Data provided
::::::::
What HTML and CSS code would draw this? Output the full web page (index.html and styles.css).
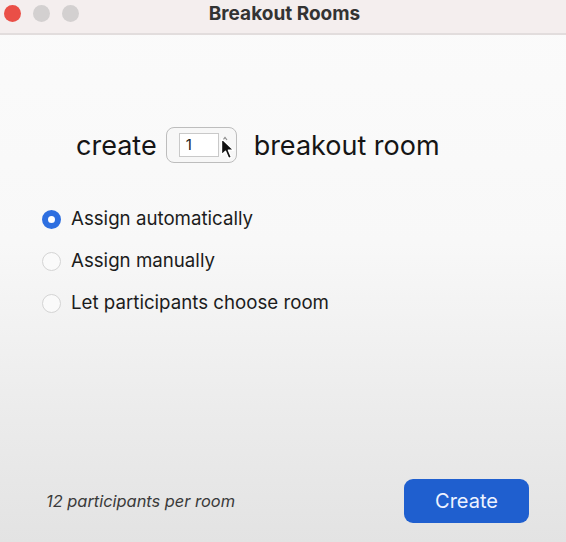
FILE: index.html
```html
<!DOCTYPE html>
<html lang="en">
<head>
<meta charset="utf-8">
<title>Breakout Rooms</title>
<link rel="stylesheet" href="styles.css">
</head>
<body>
<div class="window">
  <header class="titlebar">
    <div class="lights">
      <span class="light close"></span>
      <span class="light"></span>
      <span class="light"></span>
    </div>
    <h1 class="title">Breakout Rooms</h1>
  </header>

  <main class="content">
    <div class="count-row">
      <span class="word">create</span>
      <div class="stepper">
        <span class="stepper-field">1</span>
        <span class="stepper-arrows">
          <svg width="6" height="10" viewBox="0 0 6 10"><path d="M1 4 L3 1.5 L5 4" fill="none" stroke="#8a8a8a" stroke-width="1.2"/></svg>
        </span>
        <svg class="cursor" width="16" height="24" viewBox="0 0 16 24"><path d="M1.5 1.5 L1.5 18 L5.5 14.2 L8.6 21.5 L11.4 20.3 L8.4 13.2 L13.8 13.2 Z" fill="#111" stroke="#fff" stroke-width="1.4" stroke-linejoin="round"/></svg>
      </div>
      <span class="word">breakout room</span>
    </div>

    <ul class="options">
      <li class="option"><span class="radio checked"></span>Assign automatically</li>
      <li class="option"><span class="radio"></span>Assign manually</li>
      <li class="option"><span class="radio"></span>Let participants choose room</li>
    </ul>
  </main>

  <footer class="footer">
    <span class="per-room">12 participants per room</span>
    <button class="create-btn" type="button">Create</button>
  </footer>
</div>
</body>
</html>
```

FILE: styles.css
```css
html, body {
  margin: 0;
  padding: 0;
}

body {
  width: 566px;
  height: 542px;
  overflow: hidden;
  font-family: Inter, "Liberation Sans", Arial, sans-serif;
  color: #1d1d1d;
}

.window {
  width: 566px;
  height: 542px;
  display: flex;
  flex-direction: column;
  background: linear-gradient(to bottom, #fbfbfb 0%, #f8f8f8 45%, #ececec 75%, #e3e3e3 100%);
}

/* title bar */
.titlebar {
  height: 33px;
  flex: none;
  display: flex;
  align-items: center;
  background: #f4eeee;
  border-bottom: 2px solid #e2dddd;
  position: relative;
}

.lights {
  display: flex;
  gap: 12px;
  padding-left: 4px;
  margin-top: -7px;
}

.light {
  width: 17px;
  height: 17px;
  border-radius: 50%;
  background: #d3d0d0;
}

.light.close {
  background: #ea4f47;
}

.title {
  position: absolute;
  left: 0;
  right: 0;
  top: 2px;
  margin: 0;
  text-align: center;
  font-size: 19px;
  font-weight: bold;
  color: #333;
  padding-left: 3px;
}

/* main content */
.content {
  flex: 1;
  display: flex;
  flex-direction: column;
}

.count-row {
  display: flex;
  align-items: center;
  gap: 9px;
  margin: 92px 0 0 76px;
}

.word {
  font-size: 27px;
  color: #151515;
}

.stepper {
  position: relative;
  width: 71px;
  height: 36px;
  box-sizing: border-box;
  border: 1.5px solid #bdbdbd;
  border-radius: 8px;
  background: #f7f7f7;
  display: flex;
  align-items: center;
  padding-left: 12px;
  margin: 0 8px 0 0;
}

.stepper-field {
  width: 40px;
  height: 24px;
  box-sizing: border-box;
  border: 1px solid #c9c9c9;
  background: #fff;
  font-size: 15px;
  line-height: 22px;
  padding-left: 6px;
  color: #222;
}

.stepper-arrows {
  display: flex;
  margin-left: 3px;
  margin-top: -8px;
}

.cursor {
  position: absolute;
  left: 53px;
  top: 9px;
}

.options {
  list-style: none;
  margin: 45px 0 0 42px;
  padding: 0;
  display: flex;
  flex-direction: column;
  gap: 20px;
}

.option {
  display: flex;
  align-items: center;
  gap: 10px;
  font-size: 18.7px;
  line-height: 22px;
  color: #1c1c1c;
}

.radio {
  width: 19px;
  height: 19px;
  box-sizing: border-box;
  border-radius: 50%;
  border: 1px solid #d4d4d4;
  background: #fafafa;
}

.radio.checked {
  border: 6px solid #2e6fe0;
  background: #fff;
}

/* footer */
.footer {
  flex: none;
  display: flex;
  align-items: center;
  justify-content: space-between;
  padding: 0 37px 19px 46px;
}

.per-room {
  font-size: 16.4px;
  font-style: italic;
  color: #3a3a3a;
}

.create-btn {
  width: 125px;
  height: 44px;
  border: none;
  border-radius: 9px;
  background: #1f5fcf;
  color: #eef3ff;
  font-family: inherit;
  font-size: 20px;
  padding: 0;
}
```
::::::::
Stated task
Write out each line of the data exactly; the images should be left out.

Solution to this problem
What HTML and CSS code would draw this? Output the full web page (index.html and styles.css).
FILE: index.html
```html
<!DOCTYPE html>
<html lang="en">
<head>
<meta charset="utf-8">
<title>Breakout Rooms</title>
<link rel="stylesheet" href="styles.css">
</head>
<body>
<div class="window">
  <header class="titlebar">
    <div class="lights">
      <span class="light close"></span>
      <span class="light"></span>
      <span class="light"></span>
    </div>
    <h1 class="title">Breakout Rooms</h1>
  </header>

  <main class="content">
    <div class="count-row">
      <span class="word">create</span>
      <div class="stepper">
        <span class="stepper-field">1</span>
        <span class="stepper-arrows">
          <svg width="6" height="10" viewBox="0 0 6 10"><path d="M1 4 L3 1.5 L5 4" fill="none" stroke="#8a8a8a" stroke-width="1.2"/></svg>
        </span>
        <svg class="cursor" width="16" height="24" viewBox="0 0 16 24"><path d="M1.5 1.5 L1.5 18 L5.5 14.2 L8.6 21.5 L11.4 20.3 L8.4 13.2 L13.8 13.2 Z" fill="#111" stroke="#fff" stroke-width="1.4" stroke-linejoin="round"/></svg>
      </div>
      <span class="word">breakout room</span>
    </div>

    <ul class="options">
      <li class="option"><span class="radio checked"></span>Assign automatically</li>
      <li class="option"><span class="radio"></span>Assign manually</li>
      <li class="option"><span class="radio"></span>Let participants choose room</li>
    </ul>
  </main>

  <footer class="footer">
    <span class="per-room">12 participants per room</span>
    <button class="create-btn" type="button">Create</button>
  </footer>
</div>
</body>
</html>
```

FILE: styles.css
```css
html, body {
  margin: 0;
  padding: 0;
}

body {
  width: 566px;
  height: 542px;
  overflow: hidden;
  font-family: Inter, "Liberation Sans", Arial, sans-serif;
  color: #1d1d1d;
}

.window {
  width: 566px;
  height: 542px;
  display: flex;
  flex-direction: column;
  background: linear-gradient(to bottom, #fbfbfb 0%, #f8f8f8 45%, #ececec 75%, #e3e3e3 100%);
}

/* title bar */
.titlebar {
  height: 33px;
  flex: none;
  display: flex;
  align-items: center;
  background: #f4eeee;
  border-bottom: 2px solid #e2dddd;
  position: relative;
}

.lights {
  display: flex;
  gap: 12px;
  padding-left: 4px;
  margin-top: -7px;
}

.light {
  width: 17px;
  height: 17px;
  border-radius: 50%;
  background: #d3d0d0;
}

.light.close {
  background: #ea4f47;
}

.title {
  position: absolute;
  left: 0;
  right: 0;
  top: 2px;
  margin: 0;
  text-align: center;
  font-size: 19px;
  font-weight: bold;
  color: #333;
  padding-left: 3px;
}

/* main content */
.content {
  flex: 1;
  display: flex;
  flex-direction: column;
}

.count-row {
  display: flex;
  align-items: center;
  gap: 9px;
  margin: 92px 0 0 76px;
}

.word {
  font-size: 27px;
  color: #151515;
}

.stepper {
  position: relative;
  width: 71px;
  height: 36px;
  box-sizing: border-box;
  border: 1.5px solid #bdbdbd;
  border-radius: 8px;
  background: #f7f7f7;
  display: flex;
  align-items: center;
  padding-left: 12px;
  margin: 0 8px 0 0;
}

.stepper-field {
  width: 40px;
  height: 24px;
  box-sizing: border-box;
  border: 1px solid #c9c9c9;
  background: #fff;
  font-size: 15px;
  line-height: 22px;
  padding-left: 6px;
  color: #222;
}

.stepper-arrows {
  display: flex;
  margin-left: 3px;
  margin-top: -8px;
}

.cursor {
  position: absolute;
  left: 53px;
  top: 9px;
}

.options {
  list-style: none;
  margin: 45px 0 0 42px;
  padding: 0;
  display: flex;
  flex-direction: column;
  gap: 20px;
}

.option {
  display: flex;
  align-items: center;
  gap: 10px;
  font-size: 18.7px;
  line-height: 22px;
  color: #1c1c1c;
}

.radio {
  width: 19px;
  height: 19px;
  box-sizing: border-box;
  border-radius: 50%;
  border: 1px solid #d4d4d4;
  background: #fafafa;
}

.radio.checked {
  border: 6px solid #2e6fe0;
  background: #fff;
}

/* footer */
.footer {
  flex: none;
  display: flex;
  align-items: center;
  justify-content: space-between;
  padding: 0 37px 19px 46px;
}

.per-room {
  font-size: 16.4px;
  font-style: italic;
  color: #3a3a3a;
}

.create-btn {
  width: 125px;
  height: 44px;
  border: none;
  border-radius: 9px;
  background: #1f5fcf;
  color: #eef3ff;
  font-family: inherit;
  font-size: 20px;
  padding: 0;
}
```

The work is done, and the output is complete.